There were other indicators as well, like this: "There were those signs in the atmosphere which leave the most experienced in doubt, whether the morning may rise in storm or sunshine. . . . The skiey influences seem to tincture the animal life with their own mysterious and wayward spirit of change." Skiey? Dickens may have enjoyed experimenting with words, but he'd have amputated his own hand before he'd have written skiey.
Many seem to have lost the belief that creators of our literary canon had individual styles, worldviews, and strengths. To a reader who has never learned, or never attempted, to distinguish between them, one wall of words looks very much like any other wall of words.Simkin might point out that I had an advantage because Dickens is my favorite novelist, and I know his books pretty well. But I don't actually have them memorized (remember, I got one answer wrong). It's just a question of knowing what to look for. And this kind of reading comprehension—or literary detective work, to give it a more enticing name—isn't just the province of a few literature buffs. It can be taught to any student who's willing and able to learn it.

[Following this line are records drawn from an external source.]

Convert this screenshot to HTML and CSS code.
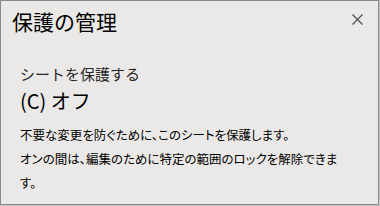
FILE: index.html
```html
<!DOCTYPE html>
<html lang="ja">
<head>
<meta charset="utf-8">
<link rel="stylesheet" href="styles.css">
</head>
<body>
<div class="panel">
  <div class="header">
    <h1 class="title">保護の管理</h1>
    <button class="close" aria-label="閉じる">
      <svg width="11" height="11" viewBox="0 0 11 11"><path d="M0.5 0.5 L10.5 10.5 M10.5 0.5 L0.5 10.5" stroke="#555" stroke-width="1.4" fill="none"/></svg>
    </button>
  </div>
  <div class="section">
    <div class="label">シートを保護する</div>
    <div class="state">(C) オフ</div>
    <p class="desc">不要な変更を防ぐために、このシートを保護します。<br>オンの間は、編集のために特定の範囲のロックを解除できます。</p>
  </div>
</div>
</body>
</html>
```
FILE: styles.css
```css
html, body {
  margin: 0;
  padding: 0;
  background: #c4c4c4;
}
.panel {
  box-sizing: border-box;
  width: 379px;
  height: 205px;
  border: 1px solid #8a8a8a;
  background: #ebe9e7;
  font-family: "Noto Sans CJK JP", "Noto Sans", sans-serif;
  color: #000;
  overflow: hidden;
}
.header {
  display: flex;
  align-items: center;
  justify-content: space-between;
  height: 40px;
  padding: 0 15px 0 11px;
}
.title {
  margin: 0;
  font-size: 21px;
  font-weight: normal;
  line-height: 28px;
}
.close {
  border: 0;
  background: none;
  padding: 0;
  width: 11px;
  height: 11px;
  display: flex;
  margin-top: -4px;
}
.section {
  padding: 23px 12px 0 19px;
}
.label {
  font-size: 15px;
  line-height: 20px;
  color: #262626;
}
.state {
  margin-top: 3px;
  font-size: 20px;
  line-height: 28px;
}
.desc {
  margin: 8px 0 0;
  font-size: 12.5px;
  line-height: 24px;
  font-feature-settings: "palt";
  width: 325px;
}
```
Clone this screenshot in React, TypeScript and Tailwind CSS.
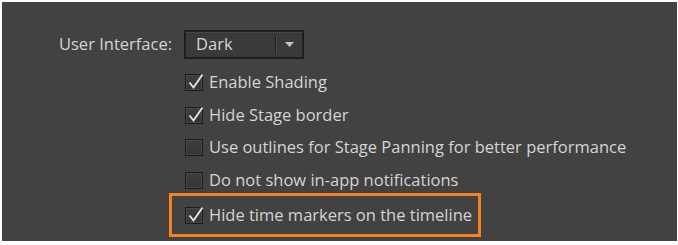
import type { ReactNode } from "react";

const font = { fontFamily: '"Open Sans", "Noto Sans", sans-serif' };

function CheckBox({ checked }: { checked: boolean }) {
  return (
    <span className="relative block h-[17px] w-[18px] shrink-0 border border-[#1c1c1c] bg-gradient-to-b from-[#3e3e3e] to-[#353535] shadow-[inset_0_0_0_1px_#474747]">
      {checked && (
        <svg
          className="absolute left-0 top-0 overflow-visible"
          width="18"
          height="17"
          viewBox="0 0 18 17"
        >
          <path
            d="M3.5 7.5 L7.5 12.5 L16.5 -0.5"
            fill="none"
            stroke="#e4e4e4"
            strokeWidth="1.9"
            strokeLinecap="butt"
            strokeLinejoin="miter"
          />
        </svg>
      )}
    </span>
  );
}

function Row({ checked, children }: { checked: boolean; children: ReactNode }) {
  return (
    <div className="flex h-[32.5px] items-center gap-[6px]">
      <CheckBox checked={checked} />
      <span className="whitespace-nowrap text-[16.5px] text-[#d4d4d4]">{children}</span>
    </div>
  );
}

export default function App() {
  return (
    <div className="h-[245px] w-[678px] bg-white pb-[4px] pl-[2px] pr-[1px] pt-[2px]" style={font}>
      <div className="h-full w-full bg-[#424242] pt-[28px]">
        {/* user interface dropdown */}
        <div className="flex items-center">
          <span className="w-[170px] whitespace-nowrap text-right text-[16.5px] text-[#d4d4d4]">
            User Interface:
          </span>
          <div className="ml-3 flex h-[29px] w-[120px] items-center border-2 border-[#1e1e1e] bg-[#3a3a3a] shadow-[inset_0_1px_0_#464646]">
            <span className="flex-1 pl-[10px] text-[16.5px] text-[#d4d4d4]">Dark</span>
            <span className="h-[17px] w-px bg-[#1f1f1f] shadow-[1px_0_0_#4a4a4a]" />
            <span className="flex w-[26px] justify-center">
              <svg width="9" height="5" viewBox="0 0 9 5">
                <path d="M0 0 H9 L4.5 5 Z" fill="#c4c4c4" />
              </svg>
            </span>
          </div>
        </div>

        {/* checkbox options */}
        <div className="ml-[183px] mt-[7.25px] flex flex-col">
          <Row checked>Enable Shading</Row>
          <Row checked>Hide Stage border</Row>
          <Row checked={false}>Use outlines for Stage Panning for better performance</Row>
          <Row checked={false}>Do not show in-app notifications</Row>
          <div className="-ml-4 -mt-[3px] flex h-[44px] w-fit items-center gap-[6px] border-[3px] border-[#f5821f] pl-[13px] pr-[6px]">
            <CheckBox checked />
            <span className="whitespace-nowrap text-[16.5px] text-[#d4d4d4]">
              Hide time markers on the timeline
            </span>
          </div>
        </div>
      </div>
    </div>
  );
}
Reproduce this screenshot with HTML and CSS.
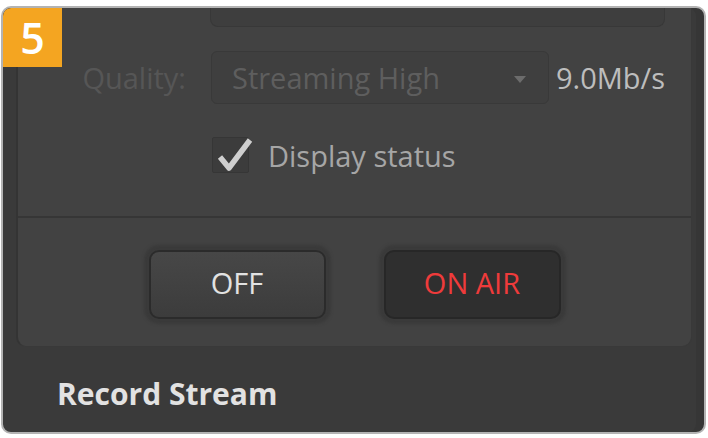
FILE: index.html
```html
<!DOCTYPE html>
<html lang="en">
<head>
    <meta charset="UTF-8">
    <meta name="viewport" content="width=device-width, initial-scale=1.0">
    <title>Output - Live Stream</title>
    <link rel="stylesheet" href="styles.css">
</head>
<body>

<div class="frame">
    <div class="step-badge">5</div>

    <div class="stream-panel">
        <div class="top-field"></div>

        <div class="quality-row">
            <div class="field-label">Quality:</div>
            <div class="select-box">
                <span>Streaming High</span>
                <span class="select-arrow"></span>
            </div>
            <div class="bitrate">9.0Mb/s</div>
        </div>

        <div class="checkbox-row">
            <div class="checkbox">
                <svg viewBox="0 0 36 36" width="36" height="36">
                    <polyline points="7,19 16,30 37,2" fill="none" stroke="#cfcfcf" stroke-width="5.5" stroke-linejoin="round"/>
                </svg>
            </div>
            <span class="checkbox-label">Display status</span>
        </div>

        <div class="divider"></div>

        <div class="button-row">
            <div class="air-button off">OFF</div>
            <div class="air-button on">ON AIR</div>
        </div>
    </div>

    <div class="section-title">Record Stream</div>
</div>

</body>
</html>
```

FILE: styles.css
```css
body {
    margin: 0;
    padding: 0;
    background-color: #ffffff;
    font-family: "Open Sans", "DejaVu Sans", sans-serif;
}
.frame {
    position: relative;
    box-sizing: border-box;
    height: 428px;
    margin: 6px 2px 4px 1px;
    padding: 0 12px 0 13px;
    border: 2px solid #b3b3b3;
    border-radius: 10px;
    background-color: #3a3a3a;
    box-shadow: inset -8px 0 0 #363636;
    overflow: hidden;
}
.step-badge {
    position: absolute;
    top: 0;
    left: 0;
    width: 59px;
    height: 59px;
    background-color: #f4a521;
    border-top-left-radius: 8px;
    color: #fff;
    font-size: 43px;
    font-weight: 600;
    line-height: 59px;
    text-align: center;
    z-index: 2;
}
.stream-panel {
    box-sizing: border-box;
    height: 339px;
    background-color: #424242;
    border-left: 2px solid #343434;
    border-right: 1px solid #393939;
    border-bottom: 1px solid #393939;
    border-radius: 0 0 10px 10px;
}
.top-field {
    box-sizing: border-box;
    width: 455px;
    height: 19px;
    margin-left: 192px;
    background-color: #3e3e3e;
    border: 1px solid #383838;
    border-top: none;
    border-radius: 0 0 8px 8px;
}
.quality-row {
    display: flex;
    align-items: center;
    height: 53px;
    margin-top: 24px;
    font-size: 29px;
}
.field-label {
    width: 168px;
    text-align: right;
    color: #565656;
}
.select-box {
    box-sizing: border-box;
    display: flex;
    align-items: center;
    justify-content: space-between;
    width: 338px;
    height: 53px;
    margin-left: 25px;
    padding: 0 22px 0 20px;
    background-color: #3f3f3f;
    border: 1px solid #393939;
    border-radius: 6px;
    color: #5e5e5e;
}
.select-arrow {
    width: 0;
    height: 0;
    border-left: 6px solid transparent;
    border-right: 6px solid transparent;
    border-top: 7px solid #6c6c6c;
    margin-top: 3px;
}
.bitrate {
    margin-left: 7px;
    color: #bdbdbd;
}
.checkbox-row {
    display: flex;
    align-items: center;
    height: 36px;
    margin-top: 33px;
    margin-left: 194px;
}
.checkbox {
    box-sizing: border-box;
    width: 37px;
    height: 36px;
    background-color: #3c3c3c;
    border: 1px solid #363636;
    border-radius: 2px;
}
.checkbox svg {
    display: block;
    overflow: visible;
}
.checkbox-label {
    margin-left: 19px;
    font-size: 29px;
    color: #a6a6a6;
}
.divider {
    height: 2px;
    margin-top: 43px;
    background-color: #363636;
}
.button-row {
    display: flex;
    justify-content: center;
    gap: 58px;
    margin-top: 32px;
}
.air-button {
    box-sizing: border-box;
    display: flex;
    align-items: center;
    justify-content: center;
    width: 177px;
    height: 69px;
    padding-bottom: 4px;
    border-radius: 10px;
    font-size: 29px;
    box-shadow: 0 0 3px 5px #3a3a3a;
}
.air-button.off {
    background: linear-gradient(#474747, #3c3c3c);
    border: 2px solid #2b2b2b;
    color: #e2e2e2;
}
.air-button.on {
    background-color: #2f2f2f;
    border: 2px solid #272727;
    color: #ef3b3b;
}
.section-title {
    margin-top: 27px;
    margin-left: 41px;
    font-size: 30px;
    font-weight: bold;
    line-height: 40px;
    color: #e2e2e2;
}
```
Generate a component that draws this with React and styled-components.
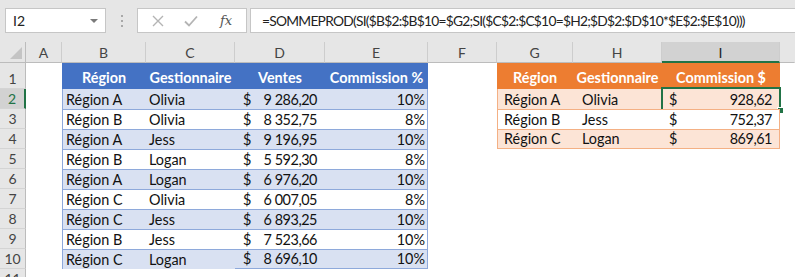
import React from "react";
import styled, { createGlobalStyle } from "styled-components";

const Global = createGlobalStyle`
  html, body { margin: 0; padding: 0; background: #ffffff; }
  body { font-family: Lato, "Liberation Sans", sans-serif; }
`;

const Page = styled.div`
  width: 795px;
  height: 277px;
  overflow: hidden;
  background: #ffffff;
`;

const Toolbar = styled.div`
  height: 42px;
  box-sizing: border-box;
  background: #e6e6e6;
  display: flex;
  align-items: flex-start;
  padding: 8px 0 0 5px;
`;

const NameBox = styled.div`
  width: 101px;
  height: 25px;
  box-sizing: border-box;
  background: #fff;
  border: 1px solid #c6c6c6;
  display: flex;
  align-items: center;
  justify-content: space-between;
  padding: 0 7px 0 7px;
  font-size: 14px;
  color: #222;
`;

const Caret = styled.span`
  width: 0;
  height: 0;
  border-left: 4px solid transparent;
  border-right: 4px solid transparent;
  border-top: 4px solid #7a7a7a;
`;

const Grip = styled.div`
  width: 31px;
  height: 25px;
  display: flex;
  flex-direction: column;
  align-items: center;
  justify-content: center;
  gap: 3px;
`;

const GripDot = styled.span`
  width: 2px;
  height: 2px;
  background: #a8a8a8;
`;

const FnBox = styled.div`
  width: 110px;
  height: 25px;
  box-sizing: border-box;
  background: #fff;
  border: 1px solid #c6c6c6;
  display: flex;
  align-items: center;
  padding-left: 13px;
  gap: 18px;
`;

const FxLabel = styled.span`
  font-family: "DejaVu Serif", "Liberation Serif", serif;
  font-style: italic;
  font-size: 13px;
  color: #555;
  margin-left: 3px;
`;

const FormulaBox = styled.div`
  flex: 1;
  height: 25px;
  margin-left: 3px;
  box-sizing: border-box;
  background: #fff;
  border: 1px solid #c6c6c6;
  border-right: none;
  display: flex;
  align-items: center;
  padding-left: 11px;
  font-size: 13.8px;
  letter-spacing: -0.75px;
  color: #222;
  white-space: nowrap;
  overflow: hidden;
`;

const Sheet = styled.div`
  display: grid;
  grid-template-columns: 26px 36px 84px 89px 90px 103px 69px 76px 89px 118px 1fr;
  grid-template-rows: 21px 26px repeat(10, 20px);
  font-size: 14.4px;
  color: #111;
`;

const Corner = styled.div`
  background: #e6e6e6;
  border-right: 1px solid #bcbcbc;
  border-bottom: 1px solid #bcbcbc;
  box-sizing: border-box;
  position: relative;
  &::after {
    content: "";
    position: absolute;
    right: 3px;
    bottom: 3px;
    border-left: 12px solid transparent;
    border-bottom: 12px solid #c4c4c4;
  }
`;

const ColHead = styled.div`
  box-sizing: border-box;
  background: ${(p) => (p.$active ? "#d2d2d2" : "#e6e6e6")};
  border-right: 1px solid ${(p) => (p.$last ? "transparent" : "#cdcdcd")};
  border-bottom: ${(p) => (p.$active ? "2px solid #217346" : "1px solid #bcbcbc")};
  display: flex;
  align-items: center;
  justify-content: center;
  font-size: 14px;
  color: ${(p) => (p.$active ? "#222" : "#444")};
  padding-top: ${(p) => (p.$active ? "1px" : "0")};
`;

const RowHead = styled.div`
  box-sizing: border-box;
  background: ${(p) => (p.$active ? "#d2d2d2" : "#e6e6e6")};
  border-right: ${(p) => (p.$active ? "2px solid #217346" : "1px solid #bcbcbc")};
  border-bottom: 1px solid #d4d4d4;
  display: flex;
  align-items: flex-end;
  justify-content: center;
  padding-bottom: 1px;
  font-size: 14px;
  color: ${(p) => (p.$active ? "#217346" : "#444")};
`;

const tones = {
  blue: { head: "#4472c4", band: "#d9e1f2", line: "#8ea9db" },
  orange: { head: "#ed7d31", band: "#fce4d6", line: "#f4b084" },
};

const Cell = styled.div`
  box-sizing: border-box;
  position: relative;
  display: flex;
  align-items: flex-end;
  justify-content: ${(p) => p.$justify || "flex-start"};
  padding: 0 ${(p) => p.$pr ?? 3}px 1px ${(p) => p.$pl ?? 3}px;
  white-space: nowrap;
  background: ${(p) => (p.$tone ? (p.$head ? tones[p.$tone].head : p.$band ? tones[p.$tone].band : "#fff") : "#fff")};
  color: ${(p) => (p.$head ? "#fff" : "#111")};
  font-weight: ${(p) => (p.$head ? 700 : 400)};
  border-top: ${(p) => (p.$top ? `1px solid ${tones[p.$tone].line}` : "none")};
  border-left: ${(p) => (p.$left ? `1px solid ${tones[p.$tone].line}` : "none")};
  border-right: ${(p) => (p.$right ? `1px solid ${tones[p.$tone].line}` : "none")};
  border-bottom: ${(p) => (p.$bottom ? `1px solid ${tones[p.$tone].line}` : "none")};
  ${(p) => (p.$head ? "padding-bottom: 3px;" : "")}
`;

const Amount = styled.span`
  letter-spacing: -0.45px;
`;

const Selection = styled.div`
  position: absolute;
  left: -1px;
  top: -2px;
  right: -2px;
  bottom: -2px;
  border: 2px solid #217346;
  pointer-events: none;
  &::after {
    content: "";
    position: absolute;
    right: -5px;
    bottom: -5px;
    width: 5px;
    height: 5px;
    background: #217346;
    border: 1px solid #fff;
  }
`;

const cols = ["A", "B", "C", "D", "E", "F", "G", "H", "I", "J"];

const blueRows = [
  ["Région A", "Olivia", "9 286,20", "10%"],
  ["Région B", "Olivia", "8 352,75", "8%"],
  ["Région A", "Jess", "9 196,95", "10%"],
  ["Région B", "Logan", "5 592,30", "8%"],
  ["Région A", "Logan", "6 976,20", "10%"],
  ["Région C", "Olivia", "6 007,05", "8%"],
  ["Région C", "Jess", "6 893,25", "10%"],
  ["Région B", "Jess", "7 523,66", "10%"],
  ["Région C", "Logan", "8 696,10", "10%"],
];

const orangeRows = [
  ["Région A", "Olivia", "928,62"],
  ["Région B", "Jess", "752,37"],
  ["Région C", "Logan", "869,61"],
];

const Blank = styled.div`
  background: #fff;
`;

function CrossIcon() {
  return (
    <svg width="14" height="14" viewBox="0 0 14 14">
      <path d="M2 2 L12 12 M12 2 L2 12" stroke="#b4b4b4" strokeWidth="1.4" fill="none" />
    </svg>
  );
}

function CheckIcon() {
  return (
    <svg width="16" height="14" viewBox="0 0 16 14">
      <path d="M2 7.5 L6 11.5 L14 2.5" stroke="#b4b4b4" strokeWidth="1.8" fill="none" />
    </svg>
  );
}

export default function App() {
  const rows = [];
  rows.push(<Corner key="corner" />);
  cols.forEach((c, i) => {
    rows.push(
      <ColHead key={"ch" + c} $active={c === "I"} $last={i === cols.length - 1}>
        {c === "J" ? "" : c}
      </ColHead>
    );
  });

  for (let r = 1; r <= 11; r++) {
    rows.push(
      <RowHead key={"rh" + r} $active={r === 2}>
        {r}
      </RowHead>
    );
    rows.push(<Blank key={"a" + r} />);
    if (r === 1) {
      ["Région", "Gestionnaire", "Ventes", "Commission %"].forEach((t, i) =>
        rows.push(
          <Cell key={"bh" + i} $tone="blue" $head $justify="center">
            {t}
          </Cell>
        )
      );
    } else if (r <= 10) {
      const d = blueRows[r - 2];
      const band = r % 2 === 0;
      const top = r > 2;
      const last = r === 10;
      rows.push(
        <Cell key={"b" + r} $tone="blue" $band={band} $top={top} $left>
          {d[0]}
        </Cell>
      );
      rows.push(
        <Cell key={"c" + r} $tone="blue" $band={band} $top={top}>
          {d[1]}
        </Cell>
      );
      rows.push(
        <Cell key={"d" + r} $tone="blue" $band={band} $top={top} $bottom={last} $justify="space-between" $pl={8} $pr={8}>
          <span>$</span>
          <Amount>{d[2]}</Amount>
        </Cell>
      );
      rows.push(
        <Cell key={"e" + r} $tone="blue" $band={band} $top={top} $bottom={last} $right $justify="flex-end" $pr={2}>
          {d[3]}
        </Cell>
      );
    } else {
      ["b", "c", "d", "e"].forEach((k) => rows.push(<Blank key={k + r} />));
    }
    rows.push(<Blank key={"f" + r} />);
    if (r === 1) {
      ["Région", "Gestionnaire", "Commission $"].forEach((t, i) =>
        rows.push(
          <Cell key={"oh" + i} $tone="orange" $head $justify="center">
            {t}
          </Cell>
        )
      );
    } else if (r <= 4) {
      const d = orangeRows[r - 2];
      const band = r % 2 === 0;
      const top = r > 2;
      const last = r === 4;
      rows.push(
        <Cell key={"g" + r} $tone="orange" $band={band} $top={top} $left $bottom={last} $pl={6}>
          {d[0]}
        </Cell>
      );
      rows.push(
        <Cell key={"h" + r} $tone="orange" $band={band} $top={top} $bottom={last} $pl={9}>
          {d[1]}
        </Cell>
      );
      rows.push(
        <Cell key={"i" + r} $tone="orange" $band={band} $top={top} $bottom={last} $right $justify="space-between" $pl={7} $pr={7}>
          <span>$</span>
          <Amount>{d[2]}</Amount>
          {r === 2 && <Selection />}
        </Cell>
      );
    } else {
      ["g", "h", "i"].forEach((k) => rows.push(<Blank key={k + r} />));
    }
    rows.push(<Blank key={"j" + r} />);
  }

  return (
    <Page>
      <Global />
      <Toolbar>
        <NameBox>
          <span>I2</span>
          <Caret />
        </NameBox>
        <Grip>
          <GripDot />
          <GripDot />
          <GripDot />
        </Grip>
        <FnBox>
          <CrossIcon />
          <CheckIcon />
          <FxLabel>fx</FxLabel>
        </FnBox>
        <FormulaBox>=SOMMEPROD(SI($B$2:$B$10=$G2;SI($C$2:$C$10=$H2;$D$2:$D$10*$E$2:$E$10)))</FormulaBox>
      </Toolbar>
      <Sheet>{rows}</Sheet>
    </Page>
  );
}
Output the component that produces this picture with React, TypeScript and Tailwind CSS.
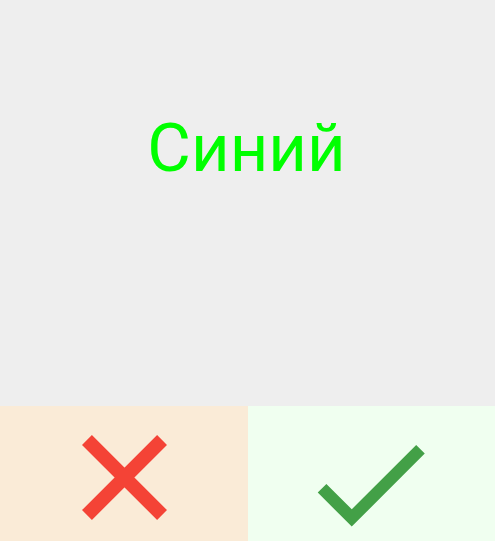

The question is, are educators still teaching it?
Many of us seem to have lost the belief that the dead white males who created much of our literary canon had individual styles, worldviews, and strengths. To a reader who has never learned, or never attempted, to distinguish between them, one wall of words looks very much like any other wall of words.
But we've reached a new low if we're blaming this increasingly widespread tendency on the writers themselves, rather than on our own cultural illiteracy. Simkin finishes, snarkily: "I began this paper with the question: Are the famous writers different from their obscure colleagues? The answer is: Yes, they have more readers." If an academic can publish that with a straight face, and not grasp that he's just fatally undercut his own argument—why would Dickens have so many more readers if there's no difference between the two?—then perhaps the Victorians weren't the ones who didn't know how to write.